— START OF Stored rows —
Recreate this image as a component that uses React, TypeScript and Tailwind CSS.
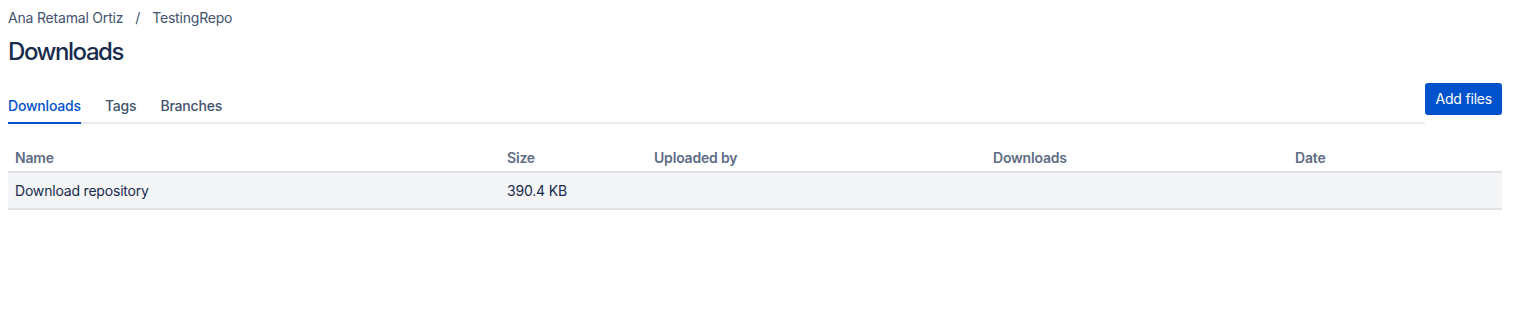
export default function App() {
  const cols = [
    { label: "Name", w: "w-[492px]" },
    { label: "Size", w: "w-[147px]" },
    { label: "Uploaded by", w: "w-[339px]" },
    { label: "Downloads", w: "w-[302px]" },
    { label: "Date", w: "" },
  ];

  return (
    <div className="min-h-[314px] bg-white font-['Inter','Liberation_Sans',sans-serif] tracking-[-0.012em] text-[#172B4D]">
      <div className="pl-[8px] pr-[11px] pt-[8px]">
        <nav className="flex items-center text-[14px] leading-[20px] text-[#42526E]">
          <span>Ana Retamal Ortiz</span>
          <span className="px-[12px]">/</span>
          <span>TestingRepo</span>
        </nav>

        <h1 className="mt-[10px] text-[24px] font-medium leading-[28px] tracking-[-0.06em] text-[#172B4D]">
          Downloads
        </h1>

        <div className="mt-[17px] flex items-end justify-between">
          <div className="flex flex-1 gap-[24px] border-b-2 border-[#EBECF0]">
            <a className="-mb-[2px] border-b-2 border-[#0052CC] pb-[6px] text-[14px] font-medium leading-[20px] text-[#0052CC]">
              Downloads
            </a>
            <a className="pb-[6px] text-[14px] font-medium leading-[20px] text-[#42526E]">Tags</a>
            <a className="pb-[6px] text-[14px] font-medium leading-[20px] text-[#42526E]">Branches</a>
          </div>
          <button className="mb-[9px] h-[32px] shrink-0 rounded-[3px] bg-[#0052CC] px-[10px] text-[14px] leading-[32px] text-white">
            Add files
          </button>
        </div>

        <table className="mt-[24px] w-full border-collapse text-[14px]">
          <thead>
            <tr className="border-b-2 border-[#DFE1E6]">
              {cols.map((c) => (
                <th
                  key={c.label}
                  className={`${c.w} px-[7px] pb-[3px] text-left text-[14px] font-semibold leading-[20px] text-[#5E6C84]`}
                >
                  {c.label}
                </th>
              ))}
            </tr>
          </thead>
          <tbody>
            <tr className="border-b-2 border-[#DFE1E6] bg-[#F4F5F7]">
              <td className="h-[37px] px-[7px] leading-[20px] text-[#172B4D]">Download repository</td>
              <td className="px-[7px] leading-[20px] text-[#172B4D]">390.4 KB</td>
              <td className="px-[7px]"></td>
              <td className="px-[7px]"></td>
              <td className="px-[7px]"></td>
            </tr>
          </tbody>
        </table>
      </div>
    </div>
  );
}
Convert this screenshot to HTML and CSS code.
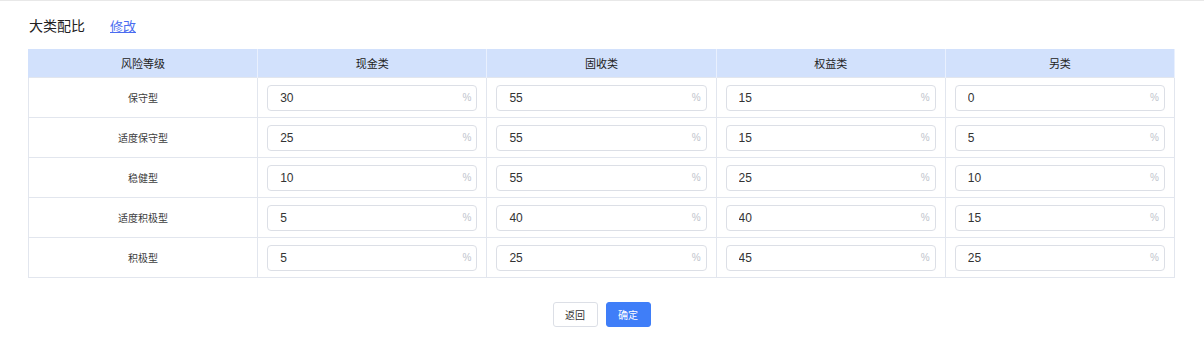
FILE: index.html
```html
<!DOCTYPE html>
<html lang="zh-CN">
	<head>
		<meta charset="UTF-8" />
		<title>大类配比</title>
		<link rel="stylesheet" href="styles.css">
	</head>
	<body>
		<div class="page">
			<div class="title-bar">
				<span class="title">大类配比</span>
				<a class="edit-link" href="#">修改</a>
			</div>

			<table class="ratio-table">
				<thead>
					<tr>
						<th>风险等级</th>
						<th>现金类</th>
						<th>固收类</th>
						<th>权益类</th>
						<th>另类</th>
					</tr>
				</thead>
				<tbody>
					<tr>
						<td class="level">保守型</td>
						<td><div class="field"><input value="30"><span class="suffix">%</span></div></td>
						<td><div class="field"><input value="55"><span class="suffix">%</span></div></td>
						<td><div class="field"><input value="15"><span class="suffix">%</span></div></td>
						<td><div class="field"><input value="0"><span class="suffix">%</span></div></td>
					</tr>
					<tr>
						<td class="level">适度保守型</td>
						<td><div class="field"><input value="25"><span class="suffix">%</span></div></td>
						<td><div class="field"><input value="55"><span class="suffix">%</span></div></td>
						<td><div class="field"><input value="15"><span class="suffix">%</span></div></td>
						<td><div class="field"><input value="5"><span class="suffix">%</span></div></td>
					</tr>
					<tr>
						<td class="level">稳健型</td>
						<td><div class="field"><input value="10"><span class="suffix">%</span></div></td>
						<td><div class="field"><input value="55"><span class="suffix">%</span></div></td>
						<td><div class="field"><input value="25"><span class="suffix">%</span></div></td>
						<td><div class="field"><input value="10"><span class="suffix">%</span></div></td>
					</tr>
					<tr>
						<td class="level">适度积极型</td>
						<td><div class="field"><input value="5"><span class="suffix">%</span></div></td>
						<td><div class="field"><input value="40"><span class="suffix">%</span></div></td>
						<td><div class="field"><input value="40"><span class="suffix">%</span></div></td>
						<td><div class="field"><input value="15"><span class="suffix">%</span></div></td>
					</tr>
					<tr>
						<td class="level">积极型</td>
						<td><div class="field"><input value="5"><span class="suffix">%</span></div></td>
						<td><div class="field"><input value="25"><span class="suffix">%</span></div></td>
						<td><div class="field"><input value="45"><span class="suffix">%</span></div></td>
						<td><div class="field"><input value="25"><span class="suffix">%</span></div></td>
					</tr>
				</tbody>
			</table>

			<div class="actions">
				<button class="btn">返回</button>
				<button class="btn btn-primary">确定</button>
			</div>
		</div>
	</body>
</html>
```

FILE: styles.css
```css
:root {
	--text-color: #333;
	--label-color: #3d3d3d;
	--border-color: #e2e6ee;
	--input-border: #dcdfe6;
	--header-bg: #d2e1fc;
	--suffix-color: #c0c4cc;
	--primary: #3f7ef8;
	--link-color: #4a6cf0;
}

body {
	margin: 0;
	font-family: "Liberation Sans", "Noto Sans CJK SC", sans-serif;
	color: var(--text-color);
	background: #fff;
}

.page {
	border-top: 1px solid #e8e8e8;
	padding: 0 29px 0 28px;
}

.title-bar {
	height: 48px;
	display: flex;
	align-items: center;
	padding-left: 1px;
}

.title {
	font-size: 14px;
	font-weight: 400;
	color: #222;
}

.edit-link {
	margin-left: 25px;
	font-size: 13px;
	color: var(--link-color);
	text-decoration: underline;
}

.ratio-table {
	width: 100%;
	border-collapse: collapse;
	table-layout: fixed;
}

.ratio-table th {
	height: 28px;
	padding: 0;
	background-color: var(--header-bg);
	font-size: 11px;
	font-weight: 400;
	color: #222;
	border-left: 1px solid var(--header-bg);
	border-right: 1px solid rgba(255, 255, 255, 0.5);
}

.ratio-table td {
	height: 39px;
	padding: 0 9px;
	border: 1px solid var(--border-color);
}

.ratio-table td.level {
	text-align: center;
	font-size: 10px;
	color: var(--label-color);
}

.field {
	display: flex;
	align-items: center;
	height: 24px;
	border: 1px solid var(--input-border);
	border-radius: 4px;
	padding: 0 5px 0 12px;
}

.field input {
	flex: 1;
	min-width: 0;
	border: none;
	outline: none;
	padding: 0;
	font-family: inherit;
	font-size: 12px;
	color: #333;
	background: transparent;
}

.suffix {
	font-size: 10px;
	color: var(--suffix-color);
}

.actions {
	display: flex;
	justify-content: center;
	gap: 8px;
	margin-top: 24px;
}

.btn {
	width: 45px;
	height: 25px;
	padding: 0;
	border: 1px solid var(--input-border);
	border-radius: 3px;
	background: #fff;
	font-family: inherit;
	font-size: 10px;
	color: #333;
}

.btn-primary {
	background-color: var(--primary);
	border-color: var(--primary);
	color: #fff;
}
```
— END OF Stored rows —
• Work to be completed:
Print out the whole of the material word for word, without pictures.

• Worked answer:
Recreate this image as a component that uses React, TypeScript and Tailwind CSS.
export default function App() {
  const cols = [
    { label: "Name", w: "w-[492px]" },
    { label: "Size", w: "w-[147px]" },
    { label: "Uploaded by", w: "w-[339px]" },
    { label: "Downloads", w: "w-[302px]" },
    { label: "Date", w: "" },
  ];

  return (
    <div className="min-h-[314px] bg-white font-['Inter','Liberation_Sans',sans-serif] tracking-[-0.012em] text-[#172B4D]">
      <div className="pl-[8px] pr-[11px] pt-[8px]">
        <nav className="flex items-center text-[14px] leading-[20px] text-[#42526E]">
          <span>Ana Retamal Ortiz</span>
          <span className="px-[12px]">/</span>
          <span>TestingRepo</span>
        </nav>

        <h1 className="mt-[10px] text-[24px] font-medium leading-[28px] tracking-[-0.06em] text-[#172B4D]">
          Downloads
        </h1>

        <div className="mt-[17px] flex items-end justify-between">
          <div className="flex flex-1 gap-[24px] border-b-2 border-[#EBECF0]">
            <a className="-mb-[2px] border-b-2 border-[#0052CC] pb-[6px] text-[14px] font-medium leading-[20px] text-[#0052CC]">
              Downloads
            </a>
            <a className="pb-[6px] text-[14px] font-medium leading-[20px] text-[#42526E]">Tags</a>
            <a className="pb-[6px] text-[14px] font-medium leading-[20px] text-[#42526E]">Branches</a>
          </div>
          <button className="mb-[9px] h-[32px] shrink-0 rounded-[3px] bg-[#0052CC] px-[10px] text-[14px] leading-[32px] text-white">
            Add files
          </button>
        </div>

        <table className="mt-[24px] w-full border-collapse text-[14px]">
          <thead>
            <tr className="border-b-2 border-[#DFE1E6]">
              {cols.map((c) => (
                <th
                  key={c.label}
                  className={`${c.w} px-[7px] pb-[3px] text-left text-[14px] font-semibold leading-[20px] text-[#5E6C84]`}
                >
                  {c.label}
                </th>
              ))}
            </tr>
          </thead>
          <tbody>
            <tr className="border-b-2 border-[#DFE1E6] bg-[#F4F5F7]">
              <td className="h-[37px] px-[7px] leading-[20px] text-[#172B4D]">Download repository</td>
              <td className="px-[7px] leading-[20px] text-[#172B4D]">390.4 KB</td>
              <td className="px-[7px]"></td>
              <td className="px-[7px]"></td>
              <td className="px-[7px]"></td>
            </tr>
          </tbody>
        </table>
      </div>
    </div>
  );
}
Convert this screenshot to HTML and CSS code.
FILE: index.html
```html
<!DOCTYPE html>
<html lang="zh-CN">
	<head>
		<meta charset="UTF-8" />
		<title>大类配比</title>
		<link rel="stylesheet" href="styles.css">
	</head>
	<body>
		<div class="page">
			<div class="title-bar">
				<span class="title">大类配比</span>
				<a class="edit-link" href="#">修改</a>
			</div>

			<table class="ratio-table">
				<thead>
					<tr>
						<th>风险等级</th>
						<th>现金类</th>
						<th>固收类</th>
						<th>权益类</th>
						<th>另类</th>
					</tr>
				</thead>
				<tbody>
					<tr>
						<td class="level">保守型</td>
						<td><div class="field"><input value="30"><span class="suffix">%</span></div></td>
						<td><div class="field"><input value="55"><span class="suffix">%</span></div></td>
						<td><div class="field"><input value="15"><span class="suffix">%</span></div></td>
						<td><div class="field"><input value="0"><span class="suffix">%</span></div></td>
					</tr>
					<tr>
						<td class="level">适度保守型</td>
						<td><div class="field"><input value="25"><span class="suffix">%</span></div></td>
						<td><div class="field"><input value="55"><span class="suffix">%</span></div></td>
						<td><div class="field"><input value="15"><span class="suffix">%</span></div></td>
						<td><div class="field"><input value="5"><span class="suffix">%</span></div></td>
					</tr>
					<tr>
						<td class="level">稳健型</td>
						<td><div class="field"><input value="10"><span class="suffix">%</span></div></td>
						<td><div class="field"><input value="55"><span class="suffix">%</span></div></td>
						<td><div class="field"><input value="25"><span class="suffix">%</span></div></td>
						<td><div class="field"><input value="10"><span class="suffix">%</span></div></td>
					</tr>
					<tr>
						<td class="level">适度积极型</td>
						<td><div class="field"><input value="5"><span class="suffix">%</span></div></td>
						<td><div class="field"><input value="40"><span class="suffix">%</span></div></td>
						<td><div class="field"><input value="40"><span class="suffix">%</span></div></td>
						<td><div class="field"><input value="15"><span class="suffix">%</span></div></td>
					</tr>
					<tr>
						<td class="level">积极型</td>
						<td><div class="field"><input value="5"><span class="suffix">%</span></div></td>
						<td><div class="field"><input value="25"><span class="suffix">%</span></div></td>
						<td><div class="field"><input value="45"><span class="suffix">%</span></div></td>
						<td><div class="field"><input value="25"><span class="suffix">%</span></div></td>
					</tr>
				</tbody>
			</table>

			<div class="actions">
				<button class="btn">返回</button>
				<button class="btn btn-primary">确定</button>
			</div>
		</div>
	</body>
</html>
```

FILE: styles.css
```css
:root {
	--text-color: #333;
	--label-color: #3d3d3d;
	--border-color: #e2e6ee;
	--input-border: #dcdfe6;
	--header-bg: #d2e1fc;
	--suffix-color: #c0c4cc;
	--primary: #3f7ef8;
	--link-color: #4a6cf0;
}

body {
	margin: 0;
	font-family: "Liberation Sans", "Noto Sans CJK SC", sans-serif;
	color: var(--text-color);
	background: #fff;
}

.page {
	border-top: 1px solid #e8e8e8;
	padding: 0 29px 0 28px;
}

.title-bar {
	height: 48px;
	display: flex;
	align-items: center;
	padding-left: 1px;
}

.title {
	font-size: 14px;
	font-weight: 400;
	color: #222;
}

.edit-link {
	margin-left: 25px;
	font-size: 13px;
	color: var(--link-color);
	text-decoration: underline;
}

.ratio-table {
	width: 100%;
	border-collapse: collapse;
	table-layout: fixed;
}

.ratio-table th {
	height: 28px;
	padding: 0;
	background-color: var(--header-bg);
	font-size: 11px;
	font-weight: 400;
	color: #222;
	border-left: 1px solid var(--header-bg);
	border-right: 1px solid rgba(255, 255, 255, 0.5);
}

.ratio-table td {
	height: 39px;
	padding: 0 9px;
	border: 1px solid var(--border-color);
}

.ratio-table td.level {
	text-align: center;
	font-size: 10px;
	color: var(--label-color);
}

.field {
	display: flex;
	align-items: center;
	height: 24px;
	border: 1px solid var(--input-border);
	border-radius: 4px;
	padding: 0 5px 0 12px;
}

.field input {
	flex: 1;
	min-width: 0;
	border: none;
	outline: none;
	padding: 0;
	font-family: inherit;
	font-size: 12px;
	color: #333;
	background: transparent;
}

.suffix {
	font-size: 10px;
	color: var(--suffix-color);
}

.actions {
	display: flex;
	justify-content: center;
	gap: 8px;
	margin-top: 24px;
}

.btn {
	width: 45px;
	height: 25px;
	padding: 0;
	border: 1px solid var(--input-border);
	border-radius: 3px;
	background: #fff;
	font-family: inherit;
	font-size: 10px;
	color: #333;
}

.btn-primary {
	background-color: var(--primary);
	border-color: var(--primary);
	color: #fff;
}
```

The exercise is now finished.